Except as otherwise set forth in this Amendment, the information set forth in the Schedule TO remains unchanged and is incorporated herein by reference to the extent relevant to the items in this Amendment. Capitalized terms used but not defined herein have the meanings ascribed to them in the Schedule TO.
ITEMS 1 THROUGH 9; AND ITEM 11.
The information set forth in the Offer to Purchase and Items 1 through 9 and Item 11 of the Schedule TO, to the extent such Items incorporate by reference the information contained in the Offer to Purchase, are hereby amended and supplemented as follows:
“The Offer expired at one minute after 11:59 p.m., New York City time, on October 13, 2022. The Depository advised Purchaser that, as of the expiration of the Offer, a total of 43,837,986 Shares were validly tendered and not validly withdrawn, representing approximately 91.5% of the Shares outstanding as of the expiration of the Offer.
As of the expiration of the Offer, the number of Shares validly tendered and not validly withdrawn pursuant to the Offer satisfied the Minimum Condition, and all other conditions to the Offer were satisfied or waived.

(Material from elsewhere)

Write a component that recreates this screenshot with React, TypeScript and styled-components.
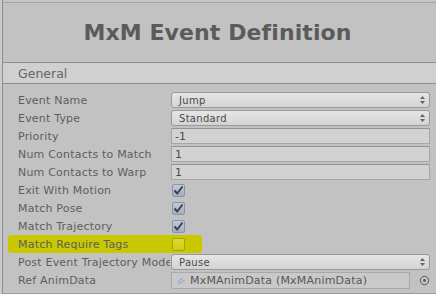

Immediately after the expiration of the Offer, Purchaser irrevocably accepted for payment, and will promptly pay for, all Shares tendered and not validly withdrawn pursuant to the Offer.

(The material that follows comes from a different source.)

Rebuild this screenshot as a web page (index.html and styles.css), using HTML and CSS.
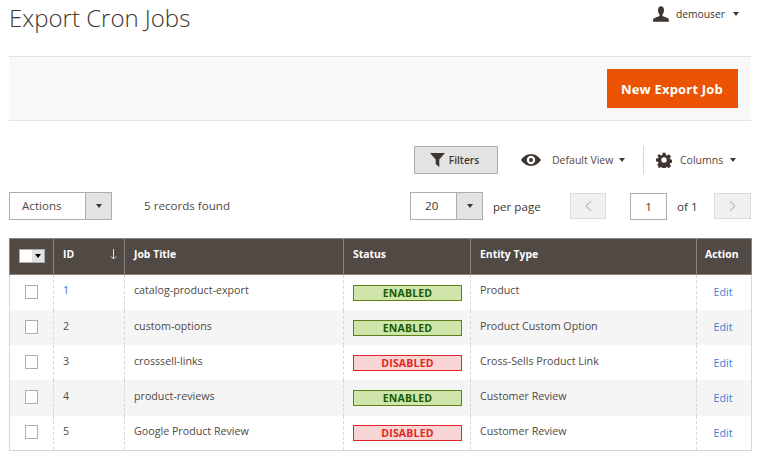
FILE: index.html
```html
<!DOCTYPE html>
<html lang="en">
<head>
<meta charset="utf-8">
<title>Export Cron Jobs</title>
<link rel="stylesheet" href="styles.css">
</head>
<body>
<header class="page-head">
  <h1 class="title">Export Cron Jobs</h1>
  <div class="user">
    <svg class="user-icon" viewBox="0 0 16 16" width="16" height="16"><path fill="#41362f" d="M5 4.200C5 1.800 6.200.3 8 .3s3 1.500 3 3.900c0 1.800-.7 3.300-1.500 4.200v1.700c1.200.7 3.800 1.300 5.800 2.500.4.300.6 1 .7 3.100H0c.1-2.100.3-2.800.7-3.100 2-1.200 4.600-1.800 5.800-2.500V8.400C5.700 7.500 5 6 5 4.200z"/></svg>
    <span class="user-name">demouser</span>
    <span class="caret user-caret"></span>
  </div>
</header>
<section class="action-bar">
  <button class="primary" type="button">New Export Job</button>
</section>
<section class="tools">
  <button class="filters" type="button">
    <svg viewBox="0 0 15 14" width="15" height="14"><path fill="#41362f" d="M0 0h15L9.300 6.500V14L5.700 11V6.500z"/></svg>
    <span>Filters</span>
  </button>
  <div class="view">
    <svg viewBox="0 0 20 12" width="20" height="12"><path fill="#41362f" fill-rule="evenodd" d="M10 0c4.300 0 7.800 2.800 10 6-2.200 3.200-5.700 6-10 6S2.200 9.200 0 6c2.200-3.200 5.700-6 10-6zm0 1.800A4.200 4.200 0 1 0 10 10.200 4.200 4.200 0 0 0 10 1.800zM10 4a2 2 0 1 1 0 4 2 2 0 0 1 0-4z"/></svg>
    <span class="view-label">Default View</span>
    <span class="caret"></span>
  </div>
  <div class="columns">
    <svg viewBox="0 0 24 24" width="16" height="16"><path fill="#41362f" fill-rule="evenodd" d="M9.500 0h5l.7 3.500 2 .9 3-2 3.500 3.500-2 3 .8 2 3.500.6v5l-3.500.7-.8 2 2 3-3.500 3.500-3-2-2 .8-.7 3.500h-5l-.7-3.500-2-.8-3 2L.8 20l2-3-.8-2L-1.500 14.500v-5L2 8.900l.8-2-2-3L4.300 2.400l3 2 2-.9zM12 7.500a4.500 4.500 0 1 0 0 9 4.500 4.500 0 0 0 0-9z" transform="translate(1.200 1.200) scale(.9)"/></svg>
    <span class="columns-label">Columns</span>
    <span class="caret"></span>
  </div>
</section>
<section class="pager-row">
  <div class="select actions-select">
    <span class="select-value">Actions</span>
    <span class="select-btn"><span class="caret"></span></span>
  </div>
  <span class="records">5 records found</span>
  <div class="pager">
    <div class="select size-select">
      <span class="select-value">20</span>
      <span class="select-btn"><span class="caret"></span></span>
    </div>
    <span class="per-page">per page</span>
    <button class="nav prev" type="button"><svg viewBox="0 0 8 12" width="8" height="12"><path fill="none" stroke="#c2c2c2" stroke-width="1.300" d="M7 1 2 6l5 5"/></svg></button>
    <span class="page-input">1</span>
    <span class="of">of 1</span>
    <button class="nav next" type="button"><svg viewBox="0 0 8 12" width="8" height="12"><path fill="none" stroke="#c2c2c2" stroke-width="1.300" d="M1 1l5 5-5 5"/></svg></button>
  </div>
</section>
<table class="grid">
  <colgroup><col class="c1"><col class="c2"><col class="c3"><col class="c4"><col class="c5"><col class="c6"></colgroup>
  <thead>
    <tr>
      <th class="check-head"><span class="mass"><span class="mass-box"></span><span class="mass-btn"><span class="caret"></span></span></span></th>
      <th><span class="id-head"><span>ID</span><svg viewBox="0 0 7 11" width="7" height="11"><path fill="none" stroke="#cfe0ff" stroke-width="1" d="M3.500 0v10M1 7.500l2.500 2.500L6 7.500"/></svg></span></th>
      <th>Job Title</th>
      <th>Status</th>
      <th>Entity Type</th>
      <th class="action-head">Action</th>
    </tr>
  </thead>
  <tbody>
    <tr class="r1">
      <td class="check"><span class="box"></span></td><td class="link">1</td><td>catalog-product-export</td>
      <td class="status"><span class="badge on">ENABLED</span></td><td>Product</td><td class="edit"><a>Edit</a></td>
    </tr>
    <tr class="r2 alt">
      <td class="check"><span class="box"></span></td><td>2</td><td>custom-options</td>
      <td class="status"><span class="badge on">ENABLED</span></td><td>Product Custom Option</td><td class="edit"><a>Edit</a></td>
    </tr>
    <tr class="r3">
      <td class="check"><span class="box"></span></td><td>3</td><td>crosssell-links</td>
      <td class="status"><span class="badge off">DISABLED</span></td><td>Cross-Sells Product Link</td><td class="edit"><a>Edit</a></td>
    </tr>
    <tr class="r4 alt">
      <td class="check"><span class="box"></span></td><td>4</td><td>product-reviews</td>
      <td class="status"><span class="badge on">ENABLED</span></td><td>Customer Review</td><td class="edit"><a>Edit</a></td>
    </tr>
    <tr class="r5">
      <td class="check"><span class="box"></span></td><td>5</td><td>Google Product Review</td>
      <td class="status"><span class="badge off">DISABLED</span></td><td>Customer Review</td><td class="edit"><a>Edit</a></td>
    </tr>
  </tbody>
</table>
</body>
</html>
```
FILE: styles.css
```css
* { box-sizing: border-box; }
html, body { margin: 0; padding: 0; background: #fff; }
body {
  width: 758px;
  height: 463px;
  overflow: hidden;
  padding: 0 7px 0 9px;
  font-family: "Open Sans", sans-serif;
  font-size: 11.6px;
  color: #41362f;
}
.page-head {
  height: 57px;
  border-bottom: 1px solid #e3e3e3;
  display: flex;
  justify-content: space-between;
  align-items: flex-start;
}
.title {
  margin: 1px 0 0;
  font-size: 24px;
  font-weight: 300;
  line-height: 33px;
  color: #41362f;
}
.user {
  display: flex;
  align-items: center;
  margin: 6px 12px 0 0;
  height: 16px;
  font-size: 10.300px;
  color: #41362f;
}
.user-name { margin-left: 7px; }
.user-caret { margin-left: 8px; }
.caret {
  display: inline-block;
  flex-shrink: 0;
  width: 0;
  height: 0;
  border-left: 3px solid transparent;
  border-right: 3px solid transparent;
  border-top: 4px solid #41362f;
}
.action-bar {
  height: 64px;
  background: #f8f8f8;
  border-bottom: 1px solid #e3e3e3;
  display: flex;
  justify-content: flex-end;
  padding: 12px 13px 0 0;
}
.primary {
  width: 131px;
  height: 39px;
  border: 0;
  padding: 0 1px 0 0;
  background: #eb5202;
  color: #fff;
  font: 700 13px "Open Sans", sans-serif;
  letter-spacing: .2px;
}
.tools {
  height: 28px;
  margin-top: 25px;
  display: flex;
  align-items: stretch;
  padding-left: 405px;
}
.filters {
  width: 84px;
  border: 1px solid #adadad;
  background: #e3e3e3;
  color: #41362f;
  font: 600 10.300px "Open Sans", sans-serif;
  display: flex;
  align-items: center;
  justify-content: center;
  gap: 4px;
  padding: 0 3px 0 0;
}
.view {
  display: flex;
  align-items: center;
  margin-left: 23px;
  width: 123px;
  font-size: 10.500px;
  color: #514943;
  white-space: nowrap;
  border-right: 1px solid #d6d6d6;
}
.view svg, .columns svg { flex-shrink: 0; }
.view-label { margin-left: 11px; }
.view .caret { margin-left: 6px; }
.columns {
  display: flex;
  align-items: center;
  margin-left: 12px;
  font-size: 10.500px;
  color: #514943;
}
.columns-label { margin-left: 8px; }
.columns .caret { margin-left: 7px; }
.pager-row {
  margin-top: 18px;
  height: 28px;
  display: flex;
  align-items: center;
}
.select {
  display: flex;
  height: 28px;
  border: 1px solid #adadad;
  background: #fff;
}
.select-value { flex: 1; line-height: 25px; }
.select-btn {
  width: 26px;
  background: #e3e3e3;
  border-left: 1px solid #adadad;
  display: flex;
  align-items: center;
  justify-content: center;
}
.actions-select { width: 103px; }
.actions-select .select-value { padding-left: 12px; color: #514943; }
.records { margin-left: 32px; margin-top: -1px; color: #514943; }
.pager {
  margin-left: auto;
  display: flex;
  align-items: center;
}
.size-select { width: 73px; }
.size-select .select-value { padding-left: 14px; }
.per-page { margin-left: 10px; width: 77px; }
.nav {
  width: 36px;
  height: 26px;
  padding: 0;
  border: 1px solid #d9d9d9;
  background: #f0f0f0;
  display: flex;
  align-items: center;
  justify-content: center;
}
.next { width: 37px; }
.page-input {
  width: 37px;
  height: 27px;
  margin-left: 24px;
  border: 1px solid #adadad;
  text-align: center;
  line-height: 25px;
}
.of { margin-left: 10px; width: 37px; }
.grid {
  margin-top: 18px;
  width: 742px;
  border-collapse: collapse;
  table-layout: fixed;
  font-size: 10.700px;
}
.c1 { width: 44px; }
.c2 { width: 71px; }
.c3 { width: 219px; }
.c4 { width: 127px; }
.c5 { width: 226px; }
.c6 { width: 55px; }
th {
  height: 36px;
  padding: 8px 9px 0;
  background: #514943;
  border: 1px solid #8a837f;
  color: #fff;
  font-size: 10.400px;
  line-height: 15px;
  font-weight: 700;
  text-align: left;
  vertical-align: top;
}
th.action-head { padding-left: 8px; }
td {
  padding: 8px 9px 0;
  color: #514943;
  border-left: 1px dashed #d6d6d6;
  border-right: 1px dashed #d6d6d6;
  vertical-align: top;
  line-height: 15px;
}
tbody td:first-child { border-left: 1px solid #d6d6d6; }
tbody td:last-child { border-right: 1px solid #d6d6d6; }
tbody tr { height: 35px; }
.r4 { height: 36px; }
tbody tr:last-child td { border-bottom: 1px solid #d6d6d6; }
.alt td { background: #f5f5f5; }
.r2 td, .r3 td, .r4 td { padding-top: 9px; }
.link { color: #2f7bd0; }
th.check-head { padding: 10px 0 0 9px; }
.mass {
  display: flex;
  width: 26px;
  height: 14px;
  border: 1px solid #adadad;
}
.mass-box { width: 12px; background: #fff; }
.mass-btn {
  flex: 1;
  background: #e3e3e3;
  display: flex;
  align-items: center;
  justify-content: center;
}
.mass .caret { border-top-color: #000; }
.id-head { display: flex; justify-content: space-between; margin-right: -2px; }
.id-head svg { margin-top: 2px; }
tbody tr td.check { padding: 10px 0 0 15px; }
tbody tr.r5 td.check { padding-top: 9px; }
.box {
  display: block;
  width: 13px;
  height: 14px;
  border: 1px solid #adadad;
  background: #fff;
}
tbody tr td.status { padding-top: 10px; }
tbody tr.r5 td.status { padding-top: 9px; }
.badge {
  display: block;
  width: 109px;
  height: 16px;
  text-align: center;
  font-size: 10.500px;
  font-weight: 700;
  line-height: 14px;
  border: 1px solid;
  letter-spacing: .2px;
}
.on { background: #d0e5a9; border-color: #5b8116; color: #185b00; }
.off { background: #f9d4d4; border-color: #e22626; color: #e22626; }
tbody tr td.edit { padding: 10px 10px 0 8px; text-align: center; }
tbody tr.r3 td.edit, tbody tr.r4 td.edit { padding-top: 11px; }
.edit a { color: #3d80d0; }
```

Parent and Purchaser completed the acquisition of the Company on October 14, 2022, by consummating the Merger pursuant to the Merger Agreement without a vote of the Company shareholders in accordance with Section 251(h) of the DGCL. At the effective time of the Merger, each outstanding Share (other than Shares (i) held in the treasury of the Company, (ii) that as of immediately prior to the Effective Time were owned by Parent, any subsidiary of Parent (excluding Purchaser), any subsidiary of the Company or Purchaser, (iii) irrevocably accepted for payment in the Offer or (iv) Shares held by a holder who is entitled to demand and properly exercises and perfects appraisal rights in accordance with Section 262 of the DGCL with respect to such Shares) were converted into the right to receive $20.00, in cash, without interest.
Following consummation of the Merger, the Shares will be delisted and will cease to trade on Nasdaq. Parent and Purchaser intend to take steps to cause the termination of the registration of the Shares under the Exchange Act and suspend all of the Company’s reporting obligations under the Exchange Act as promptly as practicable.